Since the Seahawks won Super Bowl 48, Carroll has been in an almost constant crisis-management mode. Richard Sherman fighting with assistant coaches ... The mother of Marshawn Lynch writing critical text messages about the offensive play calling ... The ESPN magazine story, published on the eve of the 2017 season, depicting a locker room divided ... Earl Thomas chasing down the opposing coach after games, Michael Bennett sitting on the sideline before them.
Bennett, who has been traded to the Eagles, recently told a Sports Illustrated reporter that Carroll’s team-meeting talks had become so stale for the defensive end, he would tune the coach out and read a book.
Carroll insisted that such a gesture of disrespect never happened, but the tone of Bennett’s criticism was appropriate: Even after players leave Seattle, there’s bickering.
And then, in a sequence of events that began with the Seahawks acquiring Houston’s fifth-round pick from the Duane Brown trade and culminated with Shaquem Griffin learning he’d been drafted by the team that drafted his brother, the bad vibes were gone.
“It was like I was dreaming,” Griffin said of his conversation with general manager John Schneider. “Magical stuff started happening. It’s inexplicable, the emotions, everything that was going through my mind. It was crazy.”
Since Griffin was named MVP of the Peach Bowl that capped Central Florida’s 13-0 season, magic stuff has been the norm for the player whose left hand was amputated as a child. He wasn’t asked to participate in the pre-draft combine despite his impressive performance in the Senior Bowl, then finally scored a invitation that dazzled scouts.

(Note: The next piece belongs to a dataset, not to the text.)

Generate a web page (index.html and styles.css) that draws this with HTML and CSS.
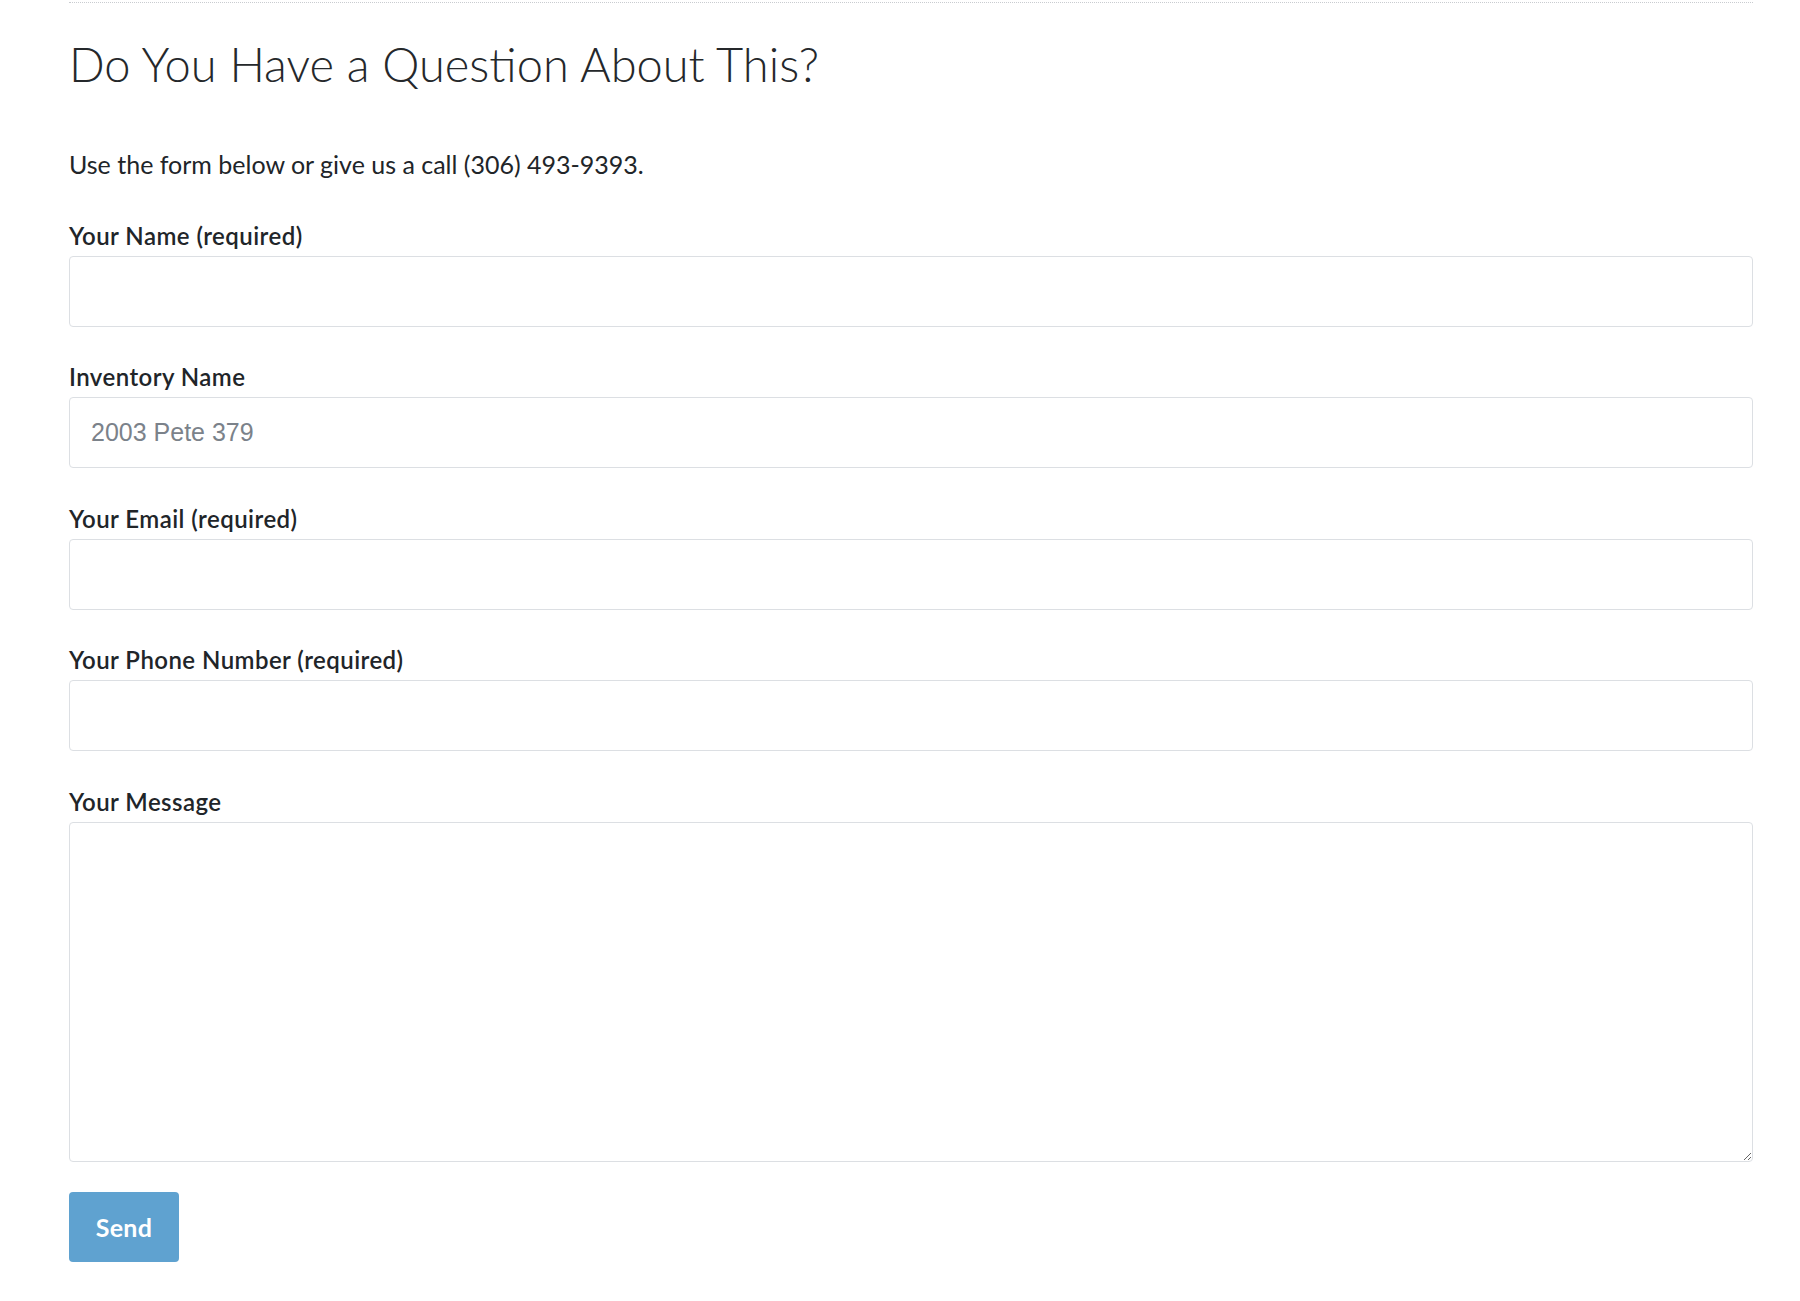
FILE: index.html
```html
<!DOCTYPE html>
<html lang="en">
<head>
<meta charset="utf-8">
<title>Do You Have a Question About This?</title>
<link rel="stylesheet" href="styles.css">
</head>
<body>
<div class="container">
  <div class="rule"></div>
  <h1 class="title">Do You Have a Question About This?</h1>
  <p class="intro">Use the form below or give us a call (306) 493-9393.</p>
  <form class="form">
    <div class="group">
      <label class="label" for="name">Your Name (required)</label>
      <input class="field" id="name" type="text">
    </div>
    <div class="group">
      <label class="label" for="inv">Inventory Name</label>
      <input class="field field-readonly" id="inv" type="text" value="2003 Pete 379" readonly>
    </div>
    <div class="group">
      <label class="label" for="email">Your Email (required)</label>
      <input class="field" id="email" type="email">
    </div>
    <div class="group">
      <label class="label" for="phone">Your Phone Number (required)</label>
      <input class="field" id="phone" type="tel">
    </div>
    <div class="group group-last">
      <label class="label" for="msg">Your Message</label>
      <textarea class="field area" id="msg"></textarea>
    </div>
    <button class="send" type="button">Send</button>
  </form>
</div>
</body>
</html>
```

FILE: styles.css
```css
html, body {
  margin: 0;
  padding: 0;
  background: #ffffff;
}
body {
  font-family: Lato, "Noto Sans", sans-serif;
  color: #212529;
}
.container {
  width: 1684px;
  margin-left: 69px;
  padding-top: 2px;
}
.rule {
  border-top: 1px dotted #c9ccd0;
  height: 0;
}
.title {
  margin: 33px 0 0 0;
  font-size: 47px;
  font-weight: 300;
  line-height: 57.6px;
  color: #25282b;
}
.intro {
  margin: 53px 0 0 0;
  font-size: 25px;
  line-height: 34.5px;
}
.form {
  margin-top: 38.5px;
  display: flex;
  flex-direction: column;
  align-items: flex-start;
}
.group {
  display: flex;
  flex-direction: column;
  width: 100%;
  margin-bottom: 34.5px;
}
.group-last {
  margin-bottom: 30px;
}
.label {
  font-size: 24px;
  font-weight: 600;
  letter-spacing: 0.45px;
  line-height: 31.5px;
  margin-bottom: 4.5px;
  color: #212529;
}
.field {
  box-sizing: border-box;
  width: 100%;
  height: 71px;
  margin: 0;
  padding: 0 21px;
  border: 1px solid #dcdfe3;
  border-radius: 4px;
  background: #ffffff;
  font-family: "Liberation Sans", Arial, sans-serif;
  font-size: 25px;
  color: #495057;
  outline: none;
}
.field-readonly {
  color: #7b828a;
}
.area {
  height: 340px;
  padding: 14px 21px;
  resize: vertical;
}
.send {
  box-sizing: border-box;
  width: 110px;
  height: 70px;
  padding: 0;
  border: none;
  border-radius: 4px;
  background: #5fa2d0;
  color: #ffffff;
  font-family: Lato, "Noto Sans", sans-serif;
  font-size: 25px;
  font-weight: 700;
  letter-spacing: 0.3px;
  cursor: pointer;
}
```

But the topper was Saturday, when Day Three of the draft — typically as long and laborious as a telethon — turned into a spirit-affirming celebration about the bond between Shaquem Grififfin and his twin brother Shaquill.
“It’s gonna come down to football,” said Carroll. “But I don’t know if the story ever goes to rest because it is so inspirational. He and his brother own an extraordinary connection of love and heart and all the cool things they represent.

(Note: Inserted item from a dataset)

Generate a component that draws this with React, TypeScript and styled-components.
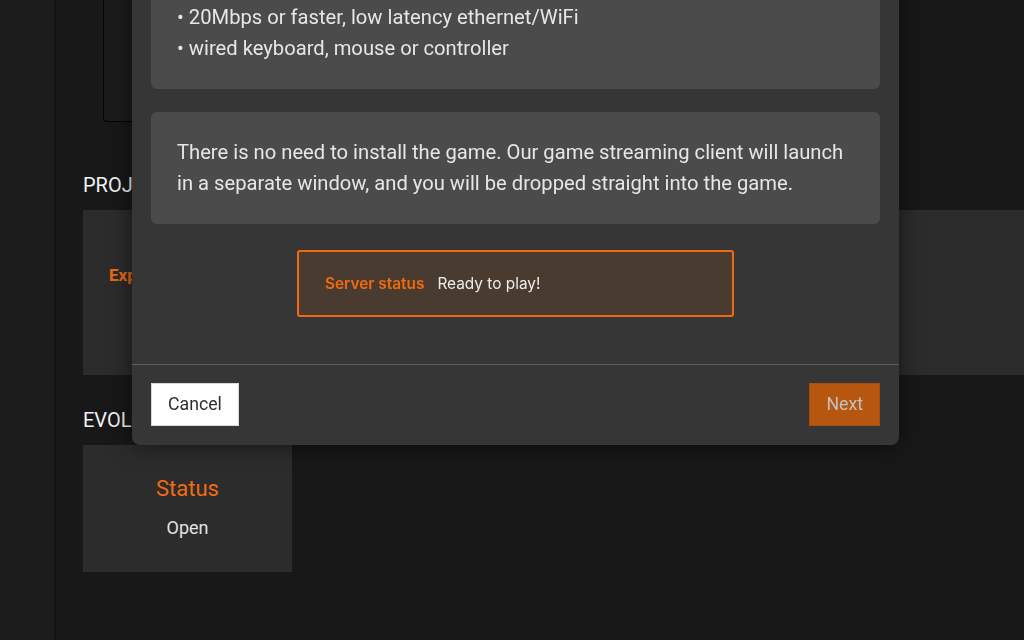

“Shaquem has overcome a tremendous amount by believing in himself, but also because of the belief his brother has in him. It’s a real life drama. It’s a worthwhile story. It’s a fantastic story.”
Hawks cornerback Shaquill Griffin, selected out of Central Florida in the third round last year, offered a scouting report on his brother.
“Well, he is my twin,” said Shaquill. “So, he will be humble, unselfish, willing to do anything and whatever it takes and a hard worker. He is coachable. He is willing to take little things from everybody. He is coachable and will learn the stuff, and not feel like he knows it all. He will be humble about it, he will work his butt off. He’s going to be unselfish and he’s going to be willing to play any position that the Seattle Seahawks put him at. He’s going to do it to the best of his ability.”
A major reason the Griffin narrative is so inspirational is that he is, first and foremost, a football player whose disability is obscured once the ball is snapped. That he does not have a left hand did not compromise his ability to make as many tackles as other college linebackers with two hands.
“Off the charts” is how Schneider described Griffin’s athleticism. “I mean, wow.”
“Wow” was the operative word Saturday, when Griffin was surrounded by a mob of fans at AT&T Stadium suggesting he wasn’t so much a Day Three draft choice than a household-name celebrity.
Asked if Griffin could make an impact on his new teammates, Schneider assured the impact would be felt throughout “the whole building, the whole city.”
The whole city? Try the whole country.
Don’t sell anything about Shaquem Griffin short.